Tirado said the CNE does not plan to give actas to 
international observers, though the system could be 
programmed to do so (party representatives will get a copy). 
Tirado said if everything goes smoothly with the data 
transmission, his team would have preliminary results for the 
CNE by midnight on election day. 
Critics Attack the System 
9. (C) Electoral experts, some of them linked to Smartmatic's 
competitors, raised multiple questions about the system. 

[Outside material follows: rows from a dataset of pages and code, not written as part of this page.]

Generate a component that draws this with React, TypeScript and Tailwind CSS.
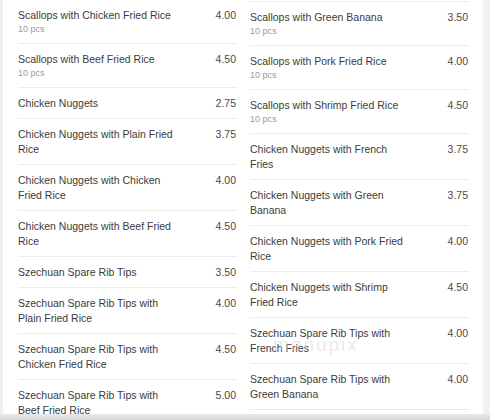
import React from 'react';

interface Item {
  name: string;
  price: string;
  note?: string;
}

const leftItems: Item[] = [
  { name: 'Scallops with Chicken Fried Rice', price: '4.00', note: '10 pcs' },
  { name: 'Scallops with Beef Fried Rice', price: '4.50', note: '10 pcs' },
  { name: 'Chicken Nuggets', price: '2.75' },
  { name: 'Chicken Nuggets with Plain Fried Rice', price: '3.75' },
  { name: 'Chicken Nuggets with Chicken Fried Rice', price: '4.00' },
  { name: 'Chicken Nuggets with Beef Fried Rice', price: '4.50' },
  { name: 'Szechuan Spare Rib Tips', price: '3.50' },
  { name: 'Szechuan Spare Rib Tips with Plain Fried Rice', price: '4.00' },
  { name: 'Szechuan Spare Rib Tips with Chicken Fried Rice', price: '4.50' },
  { name: 'Szechuan Spare Rib Tips with Beef Fried Rice', price: '5.00' },
];

const rightItems: Item[] = [
  { name: 'Scallops with Green Banana', price: '3.50', note: '10 pcs' },
  { name: 'Scallops with Pork Fried Rice', price: '4.00', note: '10 pcs' },
  { name: 'Scallops with Shrimp Fried Rice', price: '4.50', note: '10 pcs' },
  { name: 'Chicken Nuggets with French Fries', price: '3.75' },
  { name: 'Chicken Nuggets with Green Banana', price: '3.75' },
  { name: 'Chicken Nuggets with Pork Fried Rice', price: '4.00' },
  { name: 'Chicken Nuggets with Shrimp Fried Rice', price: '4.50' },
  { name: 'Szechuan Spare Rib Tips with French Fries', price: '4.00' },
  { name: 'Szechuan Spare Rib Tips with Green Banana', price: '4.00' },
];

const MenuRow: React.FC<{ item: Item }> = ({ item }) => (
  <div className="flex items-start justify-between border-b border-[#ececec] pt-[8px] pb-[7px]">
    <div className="w-[159px]">
      <div className="text-[10.5px] leading-[15px] text-[#3b3b3b]">{item.name}</div>
      {item.note && <div className="text-[9px] leading-[13px] text-[#9a9a9a]">{item.note}</div>}
    </div>
    <div className="text-[10.5px] leading-[15px] text-[#4a4a4a] pr-[1px]">{item.price}</div>
  </div>
);

const App: React.FC = () => {
  return (
    <div
      className="relative flex flex-col w-[490px] h-[420px] overflow-hidden bg-white"
      style={{ fontFamily: '"Liberation Sans", Arial, sans-serif' }}
    >
      <div className="flex h-[414px]">
        <div className="w-[3px] bg-[#efefef]" />
        <div className="flex flex-1 gap-[11px] pl-[14px] pr-[14px]">
          {/* left column */}
          <div className="w-[220px] -mt-[1px] border-t border-[#ececec] pl-[1px]">
            {leftItems.map((item) => (
              <MenuRow key={item.name} item={item} />
            ))}
          </div>
          {/* right column */}
          <div className="w-[221px] mt-[1px] border-t border-[#ececec] pl-[2px]">
            {rightItems.map((item) => (
              <MenuRow key={item.name} item={item} />
            ))}
          </div>
        </div>
        <div className="w-[7px] bg-[#f1f1f6]" />
      </div>
      <div className="h-[6px] bg-gradient-to-b from-[#e9e9e9] to-[#d6d6d6]" />

      {/* watermark */}
      <div className="absolute left-[273px] top-[331px] text-[19px] tracking-[2px] text-[#d4d4d4]/50 select-none">
        menupix
      </div>
    </div>
  );
};

export default App;
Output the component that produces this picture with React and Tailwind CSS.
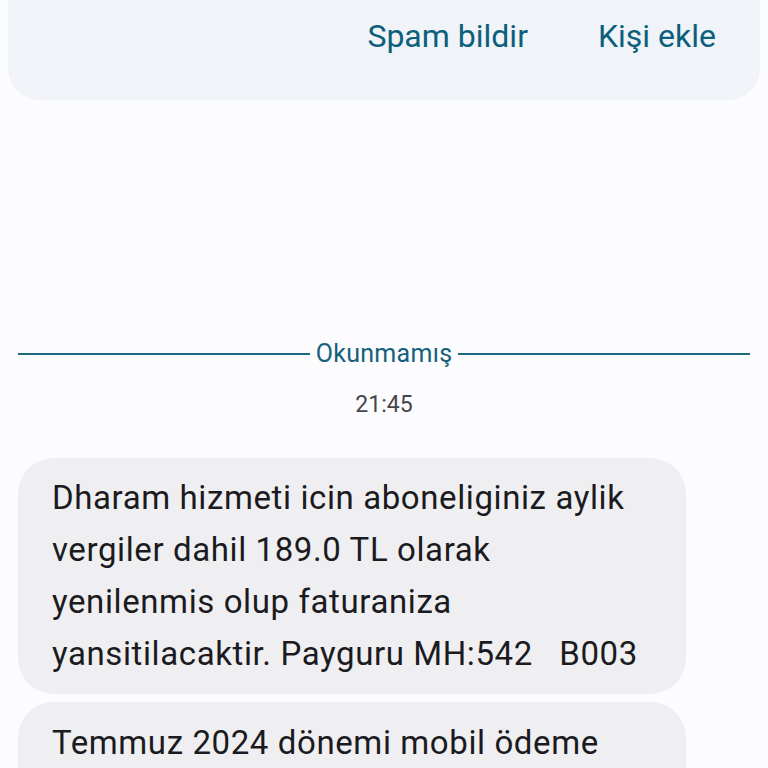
export default function App() {
  return (
    <div className="h-[768px] w-[768px] overflow-hidden bg-[#fcfbfe] font-['Roboto',sans-serif]">
      {/* Top action card */}
      <div className="mx-2 h-[100px] rounded-b-[32px] bg-[#f0f3f8] flex items-start justify-end gap-[70px] pr-[44px] pt-[15px]">
        <button className="text-[32px] leading-[42px] text-[#0c5f7b]">Spam bildir</button>
        <button className="text-[32px] leading-[42px] text-[#0c5f7b]">Kişi ekle</button>
      </div>

      {/* Unread divider */}
      <div className="mt-[239px] flex items-center px-[18px]">
        <div className="h-[2px] flex-1 bg-[#1f6a80]" />
        <span className="px-[6px] text-[25px] leading-[30px] text-[#15607a] tracking-[0.3px]">Okunmamış</span>
        <div className="h-[2px] flex-1 bg-[#1f6a80]" />
      </div>

      <div className="mt-[21px] text-center text-[23px] leading-[30px] text-[#46464a]">21:45</div>

      {/* Messages */}
      <div className="mt-[38px] flex flex-col gap-[8px] pl-[18px]">
        <div className="w-[668px] whitespace-nowrap rounded-[36px] bg-[#efeff1] pl-[34px] pt-[14px] pb-[14px] text-[33px] leading-[52px] text-[#1b1b1f] tracking-[0.6px]">
          Dharam hizmeti icin aboneliginiz aylik
          <br />
          vergiler dahil 189.0 TL olarak
          <br />
          yenilenmis olup faturaniza
          <br />
          yansitilacaktir. Payguru MH:542&nbsp;&nbsp;&nbsp;B003
        </div>
        <div className="w-[668px] whitespace-nowrap rounded-[36px] bg-[#efeff1] pl-[34px] pt-[15px] pb-[14px] text-[33px] leading-[52px] text-[#1b1b1f] tracking-[0.6px]">
          Temmuz 2024 dönemi mobil ödeme
          <br />
          işlemleriniz faturanıza yansıtılacaktır.
        </div>
      </div>
    </div>
  )
}
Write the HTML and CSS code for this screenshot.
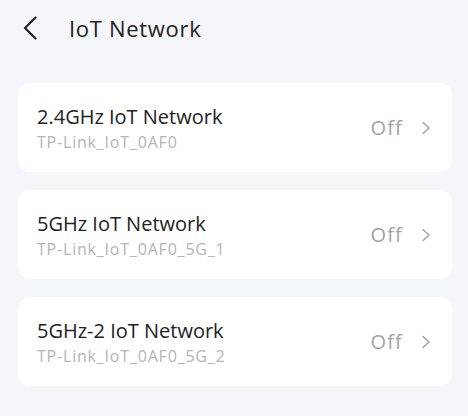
FILE: index.html
```html
<!DOCTYPE html>
<html lang="en">
<head>
    <meta charset="UTF-8">
    <meta name="viewport" content="width=device-width, initial-scale=1.0">
    <title>IoT Network</title>
    <link rel="stylesheet" href="styles.css">
</head>
<body>
    <div class="header">
        <svg class="back" width="14" height="24" viewBox="0 0 14 24">
            <path d="M12.5 1.5 L2 12 L12.5 22.5" fill="none" stroke="#222" stroke-width="2.2" stroke-linecap="round" stroke-linejoin="round"/>
        </svg>
        <h1>IoT Network</h1>
    </div>

    <div class="lista">
        <div class="card">
            <div class="info">
                <div class="nome">2.4GHz IoT Network</div>
                <div class="ssid">TP-Link_IoT_0AF0</div>
            </div>
            <div class="estado">
                <span>Off</span>
                <svg width="10" height="14" viewBox="0 0 10 14"><path d="M2 1.5 L8 7 L2 12.5" fill="none" stroke="#a3a3a3" stroke-width="1.5" stroke-linecap="round" stroke-linejoin="round"/></svg>
            </div>
        </div>
        <div class="card">
            <div class="info">
                <div class="nome">5GHz IoT Network</div>
                <div class="ssid">TP-Link_IoT_0AF0_5G_1</div>
            </div>
            <div class="estado">
                <span>Off</span>
                <svg width="10" height="14" viewBox="0 0 10 14"><path d="M2 1.5 L8 7 L2 12.5" fill="none" stroke="#a3a3a3" stroke-width="1.5" stroke-linecap="round" stroke-linejoin="round"/></svg>
            </div>
        </div>
        <div class="card">
            <div class="info">
                <div class="nome">5GHz-2 IoT Network</div>
                <div class="ssid">TP-Link_IoT_0AF0_5G_2</div>
            </div>
            <div class="estado">
                <span>Off</span>
                <svg width="10" height="14" viewBox="0 0 10 14"><path d="M2 1.5 L8 7 L2 12.5" fill="none" stroke="#a3a3a3" stroke-width="1.5" stroke-linecap="round" stroke-linejoin="round"/></svg>
            </div>
        </div>
    </div>
</body>
</html>
```

FILE: styles.css
```css
body {
    font-family: "Open Sans", Roboto, sans-serif;
    background-color: #f5f6fa;
    color: #222;
    margin: 0;
    padding: 0;
}
.header {
    display: flex;
    align-items: center;
    height: 56px;
    padding-left: 23px;
}
.header h1 {
    font-size: 22px;
    font-weight: 400;
    letter-spacing: 0.7px;
    margin: 0 0 0 32px;
    color: #222;
}
.lista {
    display: flex;
    flex-direction: column;
    gap: 18px;
    padding: 27px 16px 0 18px;
}
.card {
    background-color: #fff;
    border-radius: 12px;
    height: 89px;
    display: flex;
    align-items: center;
    justify-content: space-between;
    padding: 0 21px 0 19px;
}
.nome {
    font-size: 20px;
    line-height: 26px;
    color: #222;
}
.ssid {
    font-size: 16px;
    line-height: 20px;
    letter-spacing: 0.8px;
    color: #b5b5b5;
    margin-top: 2px;
}
.estado {
    display: flex;
    align-items: center;
    gap: 18px;
}
.estado span {
    font-size: 20px;
    letter-spacing: 1.2px;
    color: #a3a3a3;
}
.estado svg {
    display: block;
}
```
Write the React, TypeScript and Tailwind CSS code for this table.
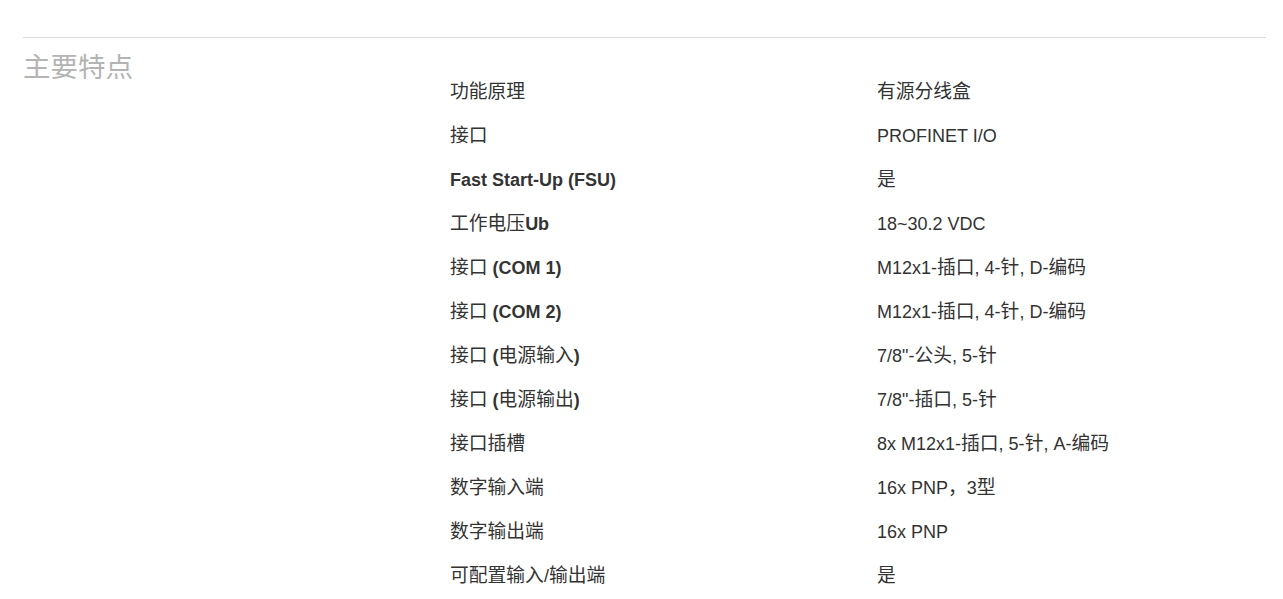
import React from 'react';

// CJK runs render a touch wider in the reference, so give them their own size
function Txt({ s, bold }: { s: string; bold?: boolean }) {
    const parts = s.split(/([\u3000-\u9fff\uff00-\uffef]+)/);
    return (
        <span className={bold ? 'font-bold' : ''}>
            {parts.map((p, i) =>
                /[\u3000-\u9fff\uff00-\uffef]/.test(p) ? (
                    <span key={i} className="text-[18.8px] font-normal">
                        {p}
                    </span>
                ) : (
                    <React.Fragment key={i}>{p}</React.Fragment>
                )
            )}
        </span>
    );
}

type Seg = [string, boolean?];

const rows: { label: Seg[]; value: string }[] = [
    { label: [['功能原理']], value: '有源分线盒' },
    { label: [['接口']], value: 'PROFINET I/O' },
    { label: [['Fast Start-Up (FSU)', true]], value: '是' },
    { label: [['工作电压'], ['Ub', true]], value: '18~30.2 VDC' },
    { label: [['接口 '], ['(COM 1)', true]], value: 'M12x1-插口, 4-针, D-编码' },
    { label: [['接口 '], ['(COM 2)', true]], value: 'M12x1-插口, 4-针, D-编码' },
    { label: [['接口 '], ['(', true], ['电源输入'], [')', true]], value: '7/8"-公头, 5-针' },
    { label: [['接口 '], ['(', true], ['电源输出'], [')', true]], value: '7/8"-插口, 5-针' },
    { label: [['接口插槽']], value: '8x M12x1-插口, 5-针, A-编码' },
    { label: [['数字输入端']], value: '16x PNP，3型' },
    { label: [['数字输出端']], value: '16x PNP' },
    { label: [['可配置输入/输出端']], value: '是' },
];

export default function App() {
    return (
        <div
            className="min-h-screen bg-white px-[23px] pt-[37px]"
            style={{ fontFamily: '"Liberation Sans", "Noto Sans CJK SC", sans-serif' }}
        >
            <div className="w-[1243px] border-t border-[#dcdcdc]">
                <div className="flex">
                    {/* section title */}
                    <div className="w-[427px] pt-[14px]">
                        <h2 className="text-[27.5px] leading-[32px] text-[#b4b4b4]">主要特点</h2>
                    </div>
                    {/* spec table */}
                    <div className="flex-1 pt-[32px]">
                        {rows.map((r, i) => (
                            <div key={i} className="flex h-[44px] items-center text-[18px] text-[#333]">
                                <div className="w-[427px]">
                                    {r.label.map(([t, b], j) => (
                                        <Txt key={j} s={t} bold={b} />
                                    ))}
                                </div>
                                <div className="flex-1">
                                    <Txt s={r.value} />
                                </div>
                            </div>
                        ))}
                    </div>
                </div>
            </div>
        </div>
    );
}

Generally, there is doubt whether re-engineered lottery 
machines, never before used for an electoral event, can do 
the job, such as whether the touch-screens will be properly 
calibrated or the printers will function smoothly.  There are 
also doubts as to the electronic security of the machines and 
data network.  Since the votes are stored electronically, 
critics say, manipulation is possible no matter how 
sophisticated the machines.  (Tirado said a team of 20 
computer programmers -- 10 from the GOV and 10 from the 
opposition -- are currently testing the machines to ensure 
their reliability on this and other points.)  Software codes, 
to which the CNE will have complete access, can also be 
changed, critics charge.  Ramirez commented that some Chavez 
supporters have alleged the USG will "use its satellites" to 
manipulate the referendum results. 
Where's The Fraud? 
10. (C) Consortium reps defended the security of their 
system.  Ramirez pointed out that the 19,200 machines will be 
sending their data on election night in short bursts of no 
more than two minutes, making widespread tampering nearly 
impossible.  Sumate representative Roberto Abdul told poloff 
June 23 he is not worried about the machines, but rather the 
computer server to which the machines report.  Tirado said 
his team -- not the CNE informatics department -- would total 
the results and give them to the CNE.  Abdul said Smartmatic 
can give whatever results they want to the CNE, but he did 
not rule out that the CNE could still change them.  Tirado 
discounted the possibility, saying it would be difficult for 
the CNE cover up documented results.  Asked whether he was 
prepared if the CNE decided to falsify the results, Tirado 
hinted that he had prepared a "contingency" plan to preserve 
the true results.  Tirado said that he has consulted on more 
than 60 elections worldwide under shadier conditions; he 
asserted it would be a clean election. 
Fingerprints A No-Go 
11. (C) Fraud aside, there is still a possibility that some 
unforeseen operational glitch crashes the system.  The 
Consortium plans to stage a simulation of the system on July 
18.  Tirado said he is confident the system will work, but 
said there are two backup plans if there are interruptions, 
one of which is a manual vote.  Ramirez said the CNE's 
insistence on using fingerprint readers to prevent multiple 
voting will jeopardize the system's success.  Ramirez said 
the CNE plans to purchase 12,000 to 16,000 readers, fewer 
than the number of voting machines.  The readers will scan 
the thumb and index finger prints from every voter, send the 
data to the CNE, where it will be checked against the prints 
of everyone who has already voted.  Ramirez said the 
fingerprint readers have a 1 in 120 error rate, which could 
result in thousands of Venezuelans being denied the right to 
vote.  Tirado said the plan is unworkable and doubted the CNE 
could get it deployed before the referendum. 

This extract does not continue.